The company is positioned as a niche, high-quality operator but lags peers in growth dynamism. Competitors like Paragon Banking Group and OSB Group benefit from cheaper and more stable deposit funding, allowing for greater scale and resilience. Others, like Canada's goeasy Ltd., demonstrate a superior growth model built on technology, diversification, and aggressive market expansion. S&U's key risks are a sharp economic downturn in the UK, which would increase loan impairments and reduce demand, and a spike in funding costs that could compress margins. Furthermore, the UK's non-prime lending sector is subject to intense regulatory scrutiny, posing a persistent background risk.

In the near term, a 1-year outlook for FY2026 suggests modest growth, with a base case of +5% revenue growth and +4% EPS growth, driven by continued slow expansion of the loan book. A bull case could see +8% revenue growth if economic conditions are favorable, while a bear case with rising unemployment could see revenue stagnate at +1%. Over a 3-year period to FY2029, the base case assumes a Revenue CAGR of +5.5%. The single most sensitive variable is the impairment charge rate. A 100 basis point (1%) increase in credit losses above the base assumption would reduce EPS by approximately 15-20%. Our assumptions for these scenarios include: (1) UK inflation and interest rates stabilize, (2) the used car market remains robust, and (3) S&U's underwriting standards do not slip. These assumptions have a moderate to high likelihood of being correct.

Over the long term, S&U's growth prospects appear limited. A 5-year forecast through FY2030 suggests a Revenue CAGR of approximately +5% (independent model), potentially slowing to a 10-year CAGR through FY2035 of +4% (independent model) as its niche markets mature. Long-term drivers would depend on successfully capturing a greater share of its existing markets, as there is little indication of plans for significant product diversification. The key long-duration sensitivity is competitive pressure from larger, more technologically advanced lenders. A 10% erosion in its market share due to competition would reduce the long-term Revenue CAGR to just +2-3%. This outlook assumes S&U's relationship-based model remains relevant and that no disruptive regulatory changes occur. Overall, the company's long-term growth prospects are weak to moderate, defined by consistency rather than dynamism.

Factor Analysis

  • Funding Headroom And Cost

    Fail

    S&U's complete reliance on wholesale debt funding creates a structural cost disadvantage compared to deposit-taking banks, limiting its growth capacity and margin resilience.
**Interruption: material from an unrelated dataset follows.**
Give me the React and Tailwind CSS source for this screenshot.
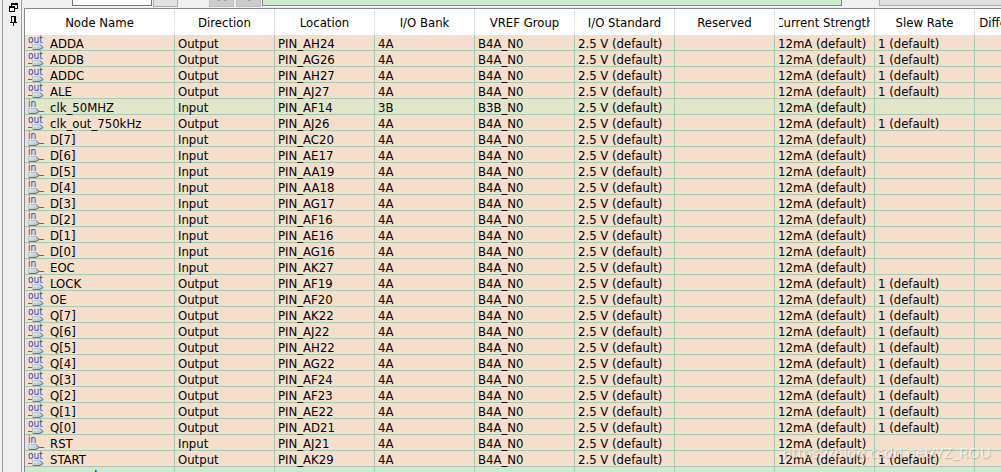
import clsx from "clsx";

const COLUMNS = [
  "Node Name",
  "Direction",
  "Location",
  "I/O Bank",
  "VREF Group",
  "I/O Standard",
  "Reserved",
  "Current Strength",
  "Slew Rate",
  "Differential Pair",
];

// [node name, direction, location, bank]
const NODES = [
  ["ADDA", "Output", "PIN_AH24", "4A"],
  ["ADDB", "Output", "PIN_AG26", "4A"],
  ["ADDC", "Output", "PIN_AH27", "4A"],
  ["ALE", "Output", "PIN_AJ27", "4A"],
  ["clk_50MHZ", "Input", "PIN_AF14", "3B"],
  ["clk_out_750kHz", "Output", "PIN_AJ26", "4A"],
  ["D[7]", "Input", "PIN_AC20", "4A"],
  ["D[6]", "Input", "PIN_AE17", "4A"],
  ["D[5]", "Input", "PIN_AA19", "4A"],
  ["D[4]", "Input", "PIN_AA18", "4A"],
  ["D[3]", "Input", "PIN_AG17", "4A"],
  ["D[2]", "Input", "PIN_AF16", "4A"],
  ["D[1]", "Input", "PIN_AE16", "4A"],
  ["D[0]", "Input", "PIN_AG16", "4A"],
  ["EOC", "Input", "PIN_AK27", "4A"],
  ["LOCK", "Output", "PIN_AF19", "4A"],
  ["OE", "Output", "PIN_AF20", "4A"],
  ["Q[7]", "Output", "PIN_AK22", "4A"],
  ["Q[6]", "Output", "PIN_AJ22", "4A"],
  ["Q[5]", "Output", "PIN_AH22", "4A"],
  ["Q[4]", "Output", "PIN_AG22", "4A"],
  ["Q[3]", "Output", "PIN_AF24", "4A"],
  ["Q[2]", "Output", "PIN_AF23", "4A"],
  ["Q[1]", "Output", "PIN_AE22", "4A"],
  ["Q[0]", "Output", "PIN_AD21", "4A"],
  ["RST", "Input", "PIN_AJ21", "4A"],
  ["START", "Output", "PIN_AK29", "4A"],
];

/* pin symbol: red wire on the left for outputs, on the right for inputs */
function PinIcon({ output }) {
  return (
    <svg width="16" height="15" viewBox="0 0 16 15" className="shrink-0" aria-hidden="true">
      <defs>
        <linearGradient id="pin" x1="0" y1="0" x2="1" y2="1">
          <stop offset="0" stopColor="#eef2f4" />
          <stop offset="1" stopColor="#a3b3bd" />
        </linearGradient>
      </defs>
      <text x="0" y="7.5" fontSize="10" fill="#2448c0">
        {output ? "out" : "in"}
      </text>
      <path d={output ? "M0 12.5H4" : "M11 12.5H16"} stroke="#dd3838" />
      <g transform={output ? "translate(4 9)" : "translate(0 9)"}>
        <path d="M.5 .5H8L11 3.5L8 5.5H.5Z" fill="url(#pin)" stroke="#a9b7c1" strokeWidth=".8" />
        <path d="M8 .5L11.2 3.5L8 5.5H1" fill="none" stroke="#53636f" strokeWidth=".8" />
      </g>
    </svg>
  );
}

function Cell({ children }) {
  return <td className="border-r border-b border-[#a6c9b2] p-0 pt-0.5 pl-[3px] leading-[13px]">{children}</td>;
}

function NodeRow({ node }) {
  const [name, direction, location, bank] = node;
  const output = direction === "Output";
  return (
    <tr className={clsx("h-4", bank === "3B" ? "bg-[#e3e5ca]" : "bg-[#f4dfcc]")}>
      <Cell>
        <div className="flex h-[13px] items-end gap-1.5">
          <PinIcon output={output} />
          <span>{name}</span>
        </div>
      </Cell>
      <Cell>{direction}</Cell>
      <Cell>{location}</Cell>
      <Cell>{bank}</Cell>
      <Cell>{`B${bank}_N0`}</Cell>
      <Cell>2.5 V (default)</Cell>
      <Cell />
      <Cell>12mA (default)</Cell>
      <Cell>{output && "1 (default)"}</Cell>
      <Cell />
    </tr>
  );
}

function SideBar() {
  return (
    <aside className="flex w-[19px] shrink-0 flex-col items-center gap-1 border-r border-[#a0a0a0] pt-[3px] pl-[3px]">
      <button aria-label="Float panel" className="flex">
        <svg width="9" height="9" viewBox="0 0 9 9" fill="none" stroke="#000" shapeRendering="crispEdges">
          <path d="M2.5 3V.5H8.5V5.5H6M2 1.5H9M.5 3.5H5.5V8.5H.5ZM0 4.5H6" />
        </svg>
      </button>
      <button aria-label="Pin panel" className="flex">
        <svg width="7" height="10" viewBox="0 0 7 10" fill="none" stroke="#000" shapeRendering="crispEdges">
          <path d="M1.5 6V.5H5.5V6M4.5 1V6M0 6.5H7M3.5 7V10" />
        </svg>
      </button>
    </aside>
  );
}

/* lower edge of the filter bar that sits above the pin list */
function FilterBar() {
  return (
    <div className="flex h-2 shrink-0 items-start">
      <input aria-label="Named" className="ml-12 h-1.5 w-20 shrink-0 border border-t-0 border-[#7a7a7a] bg-white" />
      <button aria-label="Filter list" className="ml-px h-[7px] w-[25px] shrink-0 border border-t-0 border-[#adb2ad] bg-[#e1e1e1]" />
      <button aria-label="Cancel edit" className="ml-[31px] flex h-[7px] w-[25px] shrink-0 justify-center gap-1 border border-t-0 border-[#bfbfbf] bg-[#cccccc]">
        <span className="h-px w-0.5 bg-[#9a9a9a]" />
        <span className="h-px w-0.5 bg-[#9a9a9a]" />
      </button>
      <button aria-label="Accept edit" className="ml-0.5 flex h-[7px] w-[25px] shrink-0 justify-center border border-t-0 border-[#bfbfbf] bg-[#cccccc]">
        <span className="h-px w-0.5 bg-[#9a9a9a]" />
      </button>
      <input aria-label="Edit" className="ml-px h-1.5 w-[580px] shrink-0 border border-t-0 border-[#828790] bg-[#cce8cf]" />
      <button aria-label="Filter" className="ml-[37px] h-1.5 grow border-b border-l border-[#adadad] bg-[#e1e1e1]" />
    </div>
  );
}

export default function App() {
  return (
    <div className="relative flex h-screen overflow-hidden bg-[#f0f0f0] font-['DejaVu_Sans_Condensed','DejaVu_Sans',sans-serif] text-[13px] leading-[15px] font-normal text-black">
      <div className="w-[3px] shrink-0 border-r border-[#a0a0a0]" />
      <SideBar />
      <main className="ml-0.5 flex min-w-0 grow flex-col">
        <FilterBar />
        <div className="grow overflow-hidden border-t border-l border-[#828790] bg-[#cce8cf]">
          <table className="w-[1050px] table-fixed border-separate border-spacing-0 whitespace-nowrap">
            <thead>
              <tr className="h-[26px] bg-white">
                {COLUMNS.map((title) => (
                  <th key={title} className={clsx("border-r border-[#e2e2e2] px-1 font-normal", title === "Node Name" ? "w-[150px]" : "w-[100px]")}>
                    <div className="flex justify-center overflow-hidden">{title}</div>
                  </th>
                ))}
              </tr>
            </thead>
            <tbody>
              {NODES.map((node) => (
                <NodeRow key={node[0]} node={node} />
              ))}
              <tr className="h-4">
                <Cell>{"<<new node>>"}</Cell>
                {COLUMNS.slice(1).map((title) => (
                  <Cell key={title} />
                ))}
              </tr>
            </tbody>
          </table>
        </div>
      </main>
      <p className="absolute right-2.5 bottom-2.5 font-['Noto_Sans',sans-serif] text-[15px] leading-5 text-white/60 [text-shadow:1px_1px_1px_rgb(0_0_0/0.2)]">
        https://blog.csdn.net/YZ_ROU
      </p>
    </div>
  );
}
    S&U finances its loan book through banking facilities and medium-term notes rather than cheaper retail deposits. While the company has proven adept at managing its funding, with committed facilities of around £180 million providing adequate near-term headroom, this model is inherently more expensive and less stable than that of its banking peers. Competitors like Paragon and OSB Group fund their multi-billion-pound loan books with low-cost savings deposits, giving them a significant competitive advantage on net interest margin and the ability to scale more aggressively. In a rising or volatile interest rate environment, S&U's funding costs are more directly impacted, which can squeeze profitability and constrain its ability to price loans competitively. This structural weakness is a major bottleneck for significant future growth.

  • Origination Funnel Efficiency

    Fail

    The company's traditional, high-touch underwriting process prioritizes credit quality over scalable growth, resulting in a less efficient and lower-volume origination funnel than tech-enabled competitors.

    S&U's competitive advantage lies in its manual, experience-led approach to underwriting non-prime borrowers, which has historically produced a high-quality loan book. However, this strength in risk management is a weakness in terms of growth efficiency. The model is not designed for high-volume, rapid loan origination and lacks the automation and scalability seen at peers like goeasy Ltd., which leverages technology for faster decisioning and processing. While S&U has not disclosed metrics like applications per month or CAC per booked account, its operational model inherently suggests lower throughput and higher marginal costs for each new loan compared to more digitized lenders. This deliberate trade-off of scale for quality means the company fails the test for possessing an efficient, scalable growth engine.

  • Product And Segment Expansion

    Fail

    With high concentration in UK motor and bridging finance and no clear strategy for diversification, S&U has very limited avenues for future growth beyond its current niche markets.

    S&U's operations are almost entirely dependent on two products serving specific segments of the UK credit market. This lack of diversification contrasts sharply with peers like Paragon, which operates across buy-to-let mortgages, asset finance, and development finance, or Close Brothers' broad merchant banking model. The company has not signaled any concrete plans to expand its product suite or enter new geographic markets. Consequently, its Total Addressable Market (TAM) is constrained, and its growth is tethered to the cyclical performance of the used car and property markets. Without a pipeline of new products or adjacent market entries, S&U's ability to generate new revenue streams is severely restricted, making sustained, high-level growth unlikely.

  • Partner And Co-Brand Pipeline

    Fail

    The company's growth is dependent on a diffuse network of independent brokers, lacking the scalable potential of a pipeline of large-scale strategic or co-branded partnerships.

    S&U's distribution model is built on long-standing relationships with a large network of independent motor dealers and finance brokers. While this network is a core asset, it is a mature and fragmented channel for loan origination that offers incremental, rather than transformational, growth. This factor typically assesses a lender's ability to sign large-scale partnerships, such as a co-brand credit card with a national retailer, which can add substantial receivables in a short period. S&U has no such pipeline. Its growth relies on maintaining and modestly expanding its existing broker base, a strategy that offers limited visibility and scalability compared to competitors who can pursue major strategic alliances to accelerate growth.

  • Technology And Model Upgrades

    Fail

    A deliberate focus on traditional underwriting methods and minimal investment in modern technology places S&U at a long-term competitive disadvantage for achieving efficient and scalable growth.

    S&U's business philosophy is rooted in human-centric underwriting, a model that has served it well for stability but is becoming outdated from a growth perspective. There is little evidence to suggest a strategic push towards significant technological upgrades, such as implementing AI-driven risk models, increasing the automated decisioning rate, or deploying a modern cloud-based software stack. Competitors like OSB Group and goeasy Ltd. are increasingly leveraging technology to improve underwriting accuracy, reduce fraud, and enhance operational efficiency. By not investing in these areas, S&U risks falling behind on both cost and capability, ultimately capping its potential to grow its loan book without a linear increase in headcount and operational complexity.